Hyundai Eyes Contract Manufacturing to Cut Costs
The new plant, to be owned and operated by the city of Gwangju, reportedly would pay its workers about 40,000,000 won ($36,000) annually, about half the wages paid by Hyundai and Korea’s other domestic automakers.
Hyundai Motor Group is taking a cautious approach to launching a Korean vehicle on a contract-manufacturing basis in a plant not owned by the automaker.
Hyundai announced June 1 it was studying buying into a proposed plant to be built in the city of Gwangju’s Bitgreen National Industrial Complex. The plant would be operated by management set up by the city administration.
The new plant reportedly would pay its workers about 40,000,000 won ($36,000) annually, about half the wages paid by Hyundai and Korea’s other domestic automakers. This would give Hyundai some relief from the high costs and low worker productivity of the quick-to-strike Korean Metal Workers Union (KMWU), which represents workers at all its domestic plants.
Hyundai would hold a minority stake, and Gwangju city would hold the bulk of ownership, possibly augmented by outside investment.
A Hyundai Motor Group spokesman says nothing substantial has been achieved since the automaker’s June 1 announcement. But Korean media report the KMWU, which opposes Hyundai building a vehicle in a non-Hyundai plant, will sue the automaker for breach of trust if it signs an agreement with the Gwangju group.
Gwangju sources say Hyundai will invest 52 billion won ($72 million) in the 700 million won ($630 million) plant, a 7.4% stake. They say it will have annual capacity of 100,000 vehicles – likely a new small 1.0L utility vehicle – with production launching in 2020.

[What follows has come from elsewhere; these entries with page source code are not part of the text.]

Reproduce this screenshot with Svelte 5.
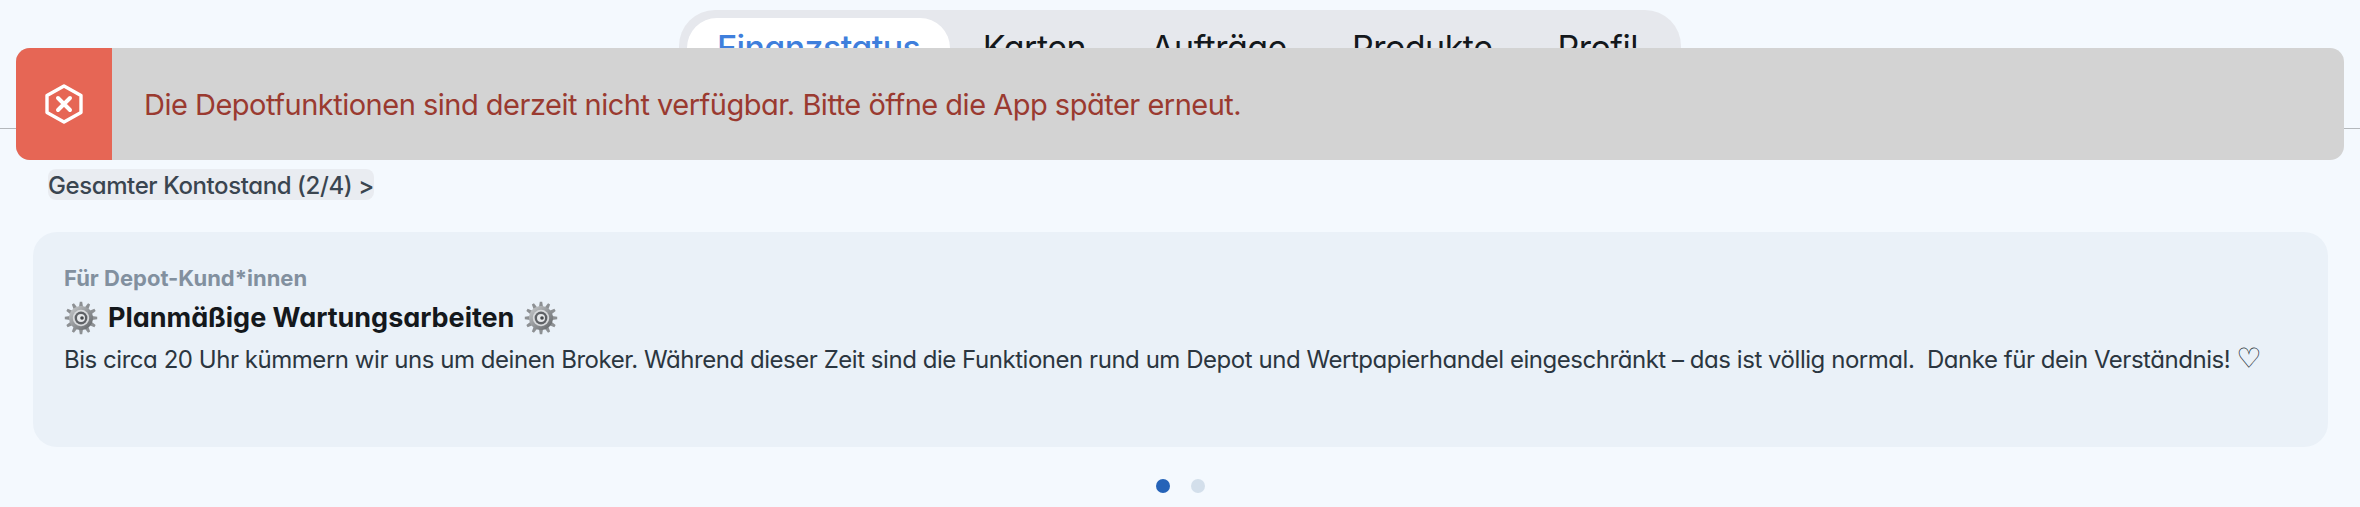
<script>
  const tabs = ['Finanzstatus', 'Karten', 'Aufträge', 'Produkte', 'Profil'];
  const teeth = Array.from({ length: 12 }, (_, i) => i * 30);
</script>

{#snippet gear()}
  <svg class="gear" viewBox="0 0 34 34" aria-hidden="true">
    <defs>
      <linearGradient id="steel" x1="0" y1="0" x2="1" y2="1">
        <stop offset="0" stop-color="#c9cbcd" />
        <stop offset="0.5" stop-color="#94979a" />
        <stop offset="1" stop-color="#5c5f62" />
      </linearGradient>
    </defs>
    {#each teeth as angle}
      <path d="M15 6 15.800 0.800h2.400L19 6Z" fill="#8d9093" transform="rotate({angle} 17 17)" />
    {/each}
    <circle cx="17" cy="17" r="12" fill="url(#steel)" />
    <circle cx="17" cy="17" r="8.200" fill="#d8dadc" />
    <circle cx="17" cy="17" r="6.400" fill="#5f6266" />
    <circle cx="17" cy="17" r="4" fill="#e6e8ea" />
    <circle cx="18" cy="17" r="1.800" fill="#45484b" />
  </svg>
{/snippet}

<div class="page">
  <header class="top">
    <nav class="tabs">
      {#each tabs as tab, i}
        <div class="tab" class:active={i === 0}>{tab}</div>
      {/each}
    </nav>
  </header>

  <section class="balance">
    <span class="balance-label">Gesamter Kontostand (2/4) &gt;</span>
  </section>

  <section class="card">
    <div class="eyebrow">Für Depot-Kund*innen</div>
    <h2 class="title">{@render gear()}<span>Planmäßige Wartungsarbeiten</span>{@render gear()}</h2>
    <p class="body">Bis circa 20 Uhr kümmern wir uns um deinen Broker. Während dieser Zeit sind die Funktionen rund um Depot und Wertpapierhandel eingeschränkt – das ist völlig normal.&nbsp; Danke für dein Verständnis! <span class="heart">♡</span></p>
  </section>

  <div class="dots">
    <span class="dot current"></span>
    <span class="dot"></span>
  </div>

  <div class="alert" role="alert">
    <div class="alert-icon">
      <svg viewBox="0 0 38 40" width="38" height="40" fill="none" stroke="#fff" aria-hidden="true">
        <path d="M19 2 36 11.500v17L19 38 2 28.500v-17Z" stroke-width="3.400" stroke-linejoin="round" />
        <path d="M13 14l12 12m0-12-12 12" stroke-width="4" stroke-linecap="round" />
      </svg>
    </div>
    <div class="alert-text">Die Depotfunktionen sind derzeit nicht verfügbar. Bitte öffne die App später erneut.</div>
  </div>
</div>

<style>
  :global(body) {
    margin: 0;
    background: #f4f9fe;
    font-family: Inter, "Liberation Sans", sans-serif;
    font-feature-settings: "cv11" 1;
  }

  .page {
    position: relative;
    height: 507px;
    overflow: hidden;
  }

  .top {
    display: flex;
    justify-content: center;
    height: 118px;
    padding-top: 10px;
    border-bottom: 1px solid #b4b8bc;
  }

  .tabs {
    display: flex;
    width: 1002px;
    box-sizing: border-box;
    padding: 8px 8px 0;
    background: #e6e8ed;
    border-radius: 36px 36px 0 0;
  }

  .tab {
    padding: 9px 32.5px 0;
    font-size: 34px;
    letter-spacing: -0.5px;
    color: #14181c;
    white-space: nowrap;
  }

  .tab.active {
    padding: 9px 30px 0;
    background: #fff;
    color: #3f7fdc;
    border-radius: 30px 30px 0 0;
    font-weight: 500;
    letter-spacing: -0.6px;
  }

  .balance {
    padding: 40px 0 0 48px;
    height: 64px;
    box-sizing: border-box;
  }

  .balance-label {
    display: inline-block;
    width: 326px;
    height: 31px;
    box-sizing: border-box;
    line-height: 33px;
    background: #e9ecf1;
    border-radius: 8px;
    font-size: 24px;
    font-weight: 500;
    letter-spacing: -0.4px;
    color: #3a4550;
    white-space: nowrap;
  }

  .card {
    margin: 39px 32px 0 33px;
    height: 215px;
    box-sizing: border-box;
    padding: 33px 31px 0;
    background: #eaf1f8;
    border-radius: 24px;
  }

  .eyebrow {
    font-size: 22px;
    line-height: 26px;
    font-weight: 700;
    color: #82909f;
    letter-spacing: 0;
  }

  .title {
    display: flex;
    align-items: center;
    gap: 10px;
    margin: 10px 0 0;
    font-size: 27px;
    line-height: 34px;
    font-weight: 700;
    letter-spacing: -0.03px;
    color: #14181c;
  }

  .gear {
    width: 34px;
    height: 34px;
    flex: none;
  }

  .body {
    margin: 8px 0 0;
    font-size: 24px;
    line-height: 34px;
    letter-spacing: -0.46px;
    color: #2b3640;
    white-space: nowrap;
  }

  .heart {
    font-family: "DejaVu Sans", sans-serif;
    font-size: 28px;
    line-height: 20px;
    font-weight: 400;
  }

  .dots {
    display: flex;
    justify-content: center;
    gap: 21px;
    margin-top: 32px;
  }

  .dot {
    width: 14px;
    height: 14px;
    border-radius: 50%;
    background: #d3dfeb;
  }

  .dot.current {
    background: #2563b8;
  }

  .alert {
    position: absolute;
    top: 48px;
    left: 16px;
    right: 16px;
    height: 112px;
    display: flex;
    background: #d3d3d3;
    border-radius: 14px;
    overflow: hidden;
  }

  .alert-icon {
    width: 96px;
    flex: none;
    display: flex;
    align-items: center;
    justify-content: center;
    background: #e66655;
  }

  .alert-text {
    display: flex;
    align-items: center;
    padding-left: 32px;
    font-size: 29px;
    letter-spacing: -0.5px;
    color: #9a3a30;
    white-space: nowrap;
  }
</style>
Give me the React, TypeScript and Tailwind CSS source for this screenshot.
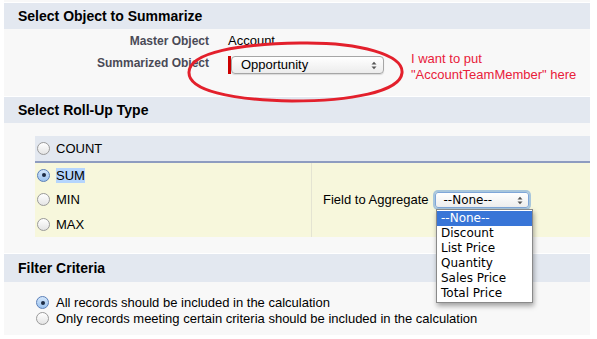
import React from 'react';

const font = "font-['Liberation_Sans',Arial,sans-serif]";
const macFont = "font-['DejaVu_Sans',sans-serif]";

const Radio: React.FC<{ checked?: boolean }> = ({ checked }) => (
  <span
    className={`inline-flex h-[13px] w-[13px] shrink-0 items-center justify-center rounded-full border ${
      checked
        ? 'border-[#5a7fb8] bg-[linear-gradient(#d3e6fb,#9cc3ef)]'
        : 'border-[#9a9a9a] bg-[linear-gradient(#ffffff,#e4e4e4)]'
    }`}
  >
    {checked && <span className="h-[4px] w-[4px] rounded-full bg-[#1c2b44]" />}
  </span>
);

const SectionHeader: React.FC<{ title: string; h: string }> = ({ title, h }) => (
  <div className={`flex items-center border-t border-white bg-[#e3e8f0] pl-[14px] text-[14px] font-bold text-black ${h}`}>
    {title}
  </div>
);

const Arrows = () => (
  <svg width="6" height="9" viewBox="0 0 6 9" className="shrink-0">
    <path d="M0.5 3.5 L3 0.8 L5.5 3.5 Z" fill="#555" />
    <path d="M0.5 5.5 L3 8.2 L5.5 5.5 Z" fill="#555" />
  </svg>
);

const options = ['--None--', 'Discount', 'List Price', 'Quantity', 'Sales Price', 'Total Price'];

export default function App() {
  return (
    <div className={`relative h-[339px] w-[597px] overflow-hidden bg-white ${font}`}>
      <div className="ml-[4px] w-[586px] bg-[#f8f8f8] pt-[2px]">
        {/* Section 1 */}
        <SectionHeader title="Select Object to Summarize" h="h-[27px]" />
        <div className="h-[67px] pt-[3px] text-[13px]">
          <div className="grid grid-cols-[205px_1fr] items-start">
            <div className="h-[18px] text-right text-[12px] font-bold leading-[18px] text-[#4a4a56]">
              Master Object
            </div>
            <div className="pl-[19px] leading-[18px] text-black">Account</div>
            <div className="mt-[6px] text-right text-[12px] font-bold leading-[14px] text-[#4a4a56]">
              Summarized Object
            </div>
            <div className="mt-[6px] flex items-start pl-[19px]">
              <span className="h-[18px] w-[3px] bg-[#c00]" />
              <div className="flex h-[18px] w-[153px] items-center justify-between rounded-[4px] border border-[#a6a6a6] bg-[linear-gradient(#ffffff,#ececec)] pl-[9px] pr-[6px] text-[13px] text-black shadow-[0_1px_1px_rgba(0,0,0,0.12)]">
                <span>Opportunity</span>
                <Arrows />
              </div>
              <div className="ml-[27px] mt-[-5px] text-[13px] leading-[16px] text-[#e8203a]">
                <div>I want to put</div>
                <div>"AccountTeamMember" here</div>
              </div>
            </div>
          </div>
        </div>

        {/* Section 2 */}
        <SectionHeader title="Select Roll-Up Type" h="h-[27px]" />
        <div className="h-[130px] pt-[13px] text-[13px] text-black">
          <div className="ml-[31px]">
            <div className="flex h-[27px] items-center gap-[6px] border-b-2 border-[#8e9cc0] bg-[#e3e8f0] pl-[2px]">
              <Radio />
              <span>COUNT</span>
            </div>
            <div className="flex h-[74px] bg-[#f7f7dc]">
              <div className="w-[277px] border-r border-[#e4e4d2] pl-[2px]">
                <div className="flex h-[24px] items-center gap-[6px]">
                  <Radio checked />
                  <span className="bg-[#b5d5fd] leading-[15px]">SUM</span>
                </div>
                <div className="flex h-[25px] items-center gap-[6px]">
                  <Radio />
                  <span>MIN</span>
                </div>
                <div className="flex h-[25px] items-center gap-[6px]">
                  <Radio />
                  <span>MAX</span>
                </div>
              </div>
              <div className="flex items-start pl-[11px] pt-[29px]">
                <span className="leading-[16px]">Field to Aggregate</span>
                <div className="ml-[6px] flex h-[16px] w-[94px] items-center justify-between rounded-[3px] border border-[#7fa6d8] bg-[linear-gradient(#ffffff,#ededed)] pl-[8px] pr-[5px] text-[12px] shadow-[0_0_0_2px_rgba(104,158,221,0.55)]">
                  <span className={`${macFont} leading-[14px]`}>--None--</span>
                  <Arrows />
                </div>
              </div>
            </div>
          </div>
        </div>

        {/* Section 3 */}
        <SectionHeader title="Filter Criteria" h="h-[29px]" />
        <div className="h-[53px] pt-[13px] text-[13px] leading-[15px] text-black">
          <div className="flex items-center gap-[7px] pl-[32px]">
            <Radio checked />
            <span>All records should be included in the calculation</span>
          </div>
          <div className="mt-[1px] flex items-center gap-[7px] pl-[32px]">
            <Radio />
            <span>Only records meeting certain criteria should be included in the calculation</span>
          </div>
        </div>
      </div>

      {/* open select menu */}
      <div
        className={`absolute left-[436px] top-[209px] w-[97px] border border-[#8a8a8a] bg-white py-[1px] text-[12px] text-black shadow-[1px_3px_5px_rgba(0,0,0,0.35)] ${macFont}`}
      >
        {options.map((o, i) => (
          <div
            key={o}
            className={`h-[15px] pl-[4px] leading-[15px] ${i === 0 ? 'bg-[#3875d7] text-white' : ''}`}
          >
            {o}
          </div>
        ))}
      </div>

      {/* hand-drawn red ellipse */}
      <svg className="pointer-events-none absolute left-0 top-0" width="597" height="339">
        <path
          d="M300 43 C 360 42, 404 55, 402 73 C 400 92, 350 101, 292 101 C 230 100, 188 90, 189 72 C 190 52, 240 44, 300 43 Z"
          fill="none"
          stroke="#e3202c"
          strokeWidth="3"
        />
      </svg>
    </div>
  );
}
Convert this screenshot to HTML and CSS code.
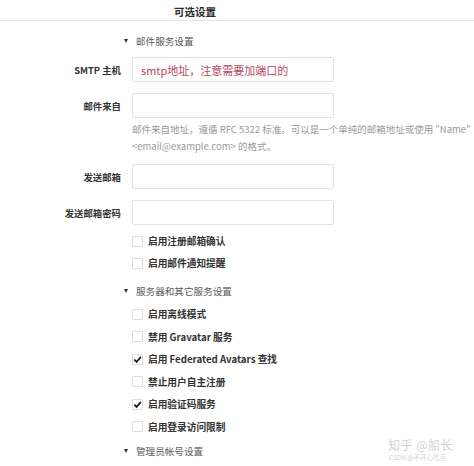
FILE: index.html
```html
<!DOCTYPE html>
<html lang="zh-CN">
<head>
<meta charset="utf-8">
<title>可选设置</title>
<link rel="stylesheet" href="styles.css">
</head>
<body>
<div class="page">
  <header class="header"><h1 class="title">可选设置</h1></header>

  <div class="section-title"><span class="caret"></span>邮件服务设置</div>

  <div class="field f-smtp">
    <label class="label">SMTP 主机</label>
    <div class="input"><span class="value">smtp地址，注意需要加端口的</span></div>
  </div>

  <div class="field f-from">
    <label class="label">邮件来自</label>
    <div class="input"></div>
  </div>
  <p class="help">邮件来自地址，遵循 RFC 5322 标准。可以是一个单纯的邮箱地址或使用 "Name" &lt;email@example.com&gt; 的格式。</p>

  <div class="field f-user">
    <label class="label">发送邮箱</label>
    <div class="input"></div>
  </div>

  <div class="field f-pass">
    <label class="label">发送邮箱密码</label>
    <div class="input"></div>
  </div>

  <div class="checks first">
    <div class="check"><span class="box"></span>启用注册邮箱确认</div>
    <div class="check"><span class="box"></span>启用邮件通知提醒</div>
  </div>

  <div class="section-title s2"><span class="caret"></span>服务器和其它服务设置</div>

  <div class="checks second">
    <div class="check"><span class="box"></span>启用离线模式</div>
    <div class="check"><span class="box"></span>禁用 Gravatar 服务</div>
    <div class="check"><span class="box on"><svg viewBox="0 0 11 11" width="11" height="11"><path d="M2.3 5.6 L4.6 7.9 L8.9 2.9" fill="none" stroke="#1a1a1a" stroke-width="1.7"/></svg></span>启用 Federated Avatars 查找</div>
    <div class="check"><span class="box"></span>禁止用户自主注册</div>
    <div class="check"><span class="box on"><svg viewBox="0 0 11 11" width="11" height="11"><path d="M2.3 5.6 L4.6 7.9 L8.9 2.9" fill="none" stroke="#1a1a1a" stroke-width="1.7"/></svg></span>启用验证码服务</div>
    <div class="check"><span class="box"></span>启用登录访问限制</div>
  </div>

  <div class="section-title s3"><span class="caret"></span>管理员帐号设置</div>

  <div class="watermark">
    <div class="wm-main">知乎 @船长</div>
    <div class="wm-sub">CSDN @不开心吃点</div>
  </div>
</div>
</body>
</html>
```

FILE: styles.css
```css
* { box-sizing: border-box; }

html, body {
  margin: 0;
  padding: 0;
  background: #ffffff;
}

body {
  font-family: "Noto Sans CJK SC", "Noto Sans", sans-serif;
  color: #333333;
  width: 474px;
  height: 466px;
  overflow: hidden;
}

.page {
  position: relative;
  height: 466px;
}

.header {
  height: 21px;
  border-bottom: 1px solid #e6e6e6;
}

.title {
  margin: 0;
  width: 390px;
  padding-top: 4px;
  text-align: center;
  font-size: 10.5px;
  line-height: 15px;
  font-weight: 700;
  color: #2b2b2b;
}

.section-title {
  display: flex;
  align-items: center;
  height: 16px;
  margin-top: 12px;
  padding-left: 124px;
  font-size: 9.6px;
  color: #5a5a5a;
}

.caret {
  width: 0;
  height: 0;
  border-left: 2.5px solid transparent;
  border-right: 2.5px solid transparent;
  border-top: 4px solid #333;
  margin-right: 8px;
}

.section-title.s2 { margin-top: 9px; }
.section-title.s3 { margin-top: 5px; }

.field {
  display: grid;
  grid-template-columns: 121px 202px;
  column-gap: 11px;
  align-items: center;
  height: 25px;
}

.f-smtp { margin-top: 8px; }
.f-from { margin-top: 11px; }
.f-user { margin-top: 9px; }
.f-pass { margin-top: 11px; }

.label {
  text-align: right;
  font-size: 9.4px;
  font-weight: 700;
  color: #333;
}

.input {
  height: 25px;
  border: 1px solid #e3e3e3;
  border-radius: 2px;
  display: flex;
  align-items: center;
  padding-left: 8px;
  background: #fff;
}

.value {
  font-size: 11px;
  color: #b5475c;
  white-space: nowrap;
}

.help {
  margin: 3px 0 0 132px;
  width: 342px;
  font-size: 9.5px;
  line-height: 17px;
  color: #9a9a9a;
}

.checks {
  padding-left: 132px;
}

.checks.first { margin-top: 5px; }
.checks.first .check { height: 22px; }
.checks.second { margin-top: 4px; }
.checks.second .check { height: 22.5px; }

.check {
  display: flex;
  align-items: center;
  font-size: 9.7px;
  font-weight: 600;
  color: #333;
}

.box {
  width: 11px;
  height: 11px;
  border: 1px solid #dcdcdc;
  border-radius: 1px;
  margin-right: 5px;
  position: relative;
  flex: none;
}

.box svg {
  position: absolute;
  left: -1px;
  top: -1px;
}

.watermark {
  position: absolute;
  left: 388px;
  top: 436px;
  color: #d2d2d2;
  text-align: left;
}

.wm-main {
  font-size: 12px;
  line-height: 18px;
  letter-spacing: 0.5px;
}

.wm-sub {
  font-size: 6.5px;
  line-height: 9px;
  margin-top: -1px;
  margin-left: 1px;
}
```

The Hyundai Group spokesman says no investment amount has been determined, nor have the capacity of the plant, construction start date or launch target been set. “Details on the model to be produced will be determined later in due course only after the establishment of the factory is finalized,” he says.
Hyundai already is established in Gwangju; its Kia affiliate has operated there since 1998. It produces the all-new Soul and Soul electric vehicle, the new Carens van and the Sportage SUV. It has the highest productivity rating of all Kia plants.
The Hyundai-owned Wia and Mobis subsidiaries also operate in Gwangju, supplying chassis modules and cockpit and front-end modules to the Kia plant.
Additionally, Hyundai and Kia jointly established the Creative Economy Innovation Center in Gwangju in 2015. The center focuses on assisting startup automotive operations and conducting research on fuel-cell vehicles.
The Hyundai spokesman says it has not been determined how much of the plant’s production capacity would be allocated to Hyundai. “The factory can produce any car,” he says.
Hyundai’s domestic venture into contract manufacturing requires navigating potential union roadblocks and backlashes.
Under Korean labor law, the KMWU can only strike at Hyundai’s seven Korean plants in local situations involving wages and working conditions. However, the union does have some legal clout under its current collective bargaining agreement. Management cannot reassign any model from a unionized Hyundai-owned plant to another plant without union approval.
Analysts believe building a new model at the Gwangju facility would get around that hurdle. But they also doubt vehicles from Hyundai and a competing brand would be produced in the same facility and think only a Hyundai model would be assembled at Gwangju.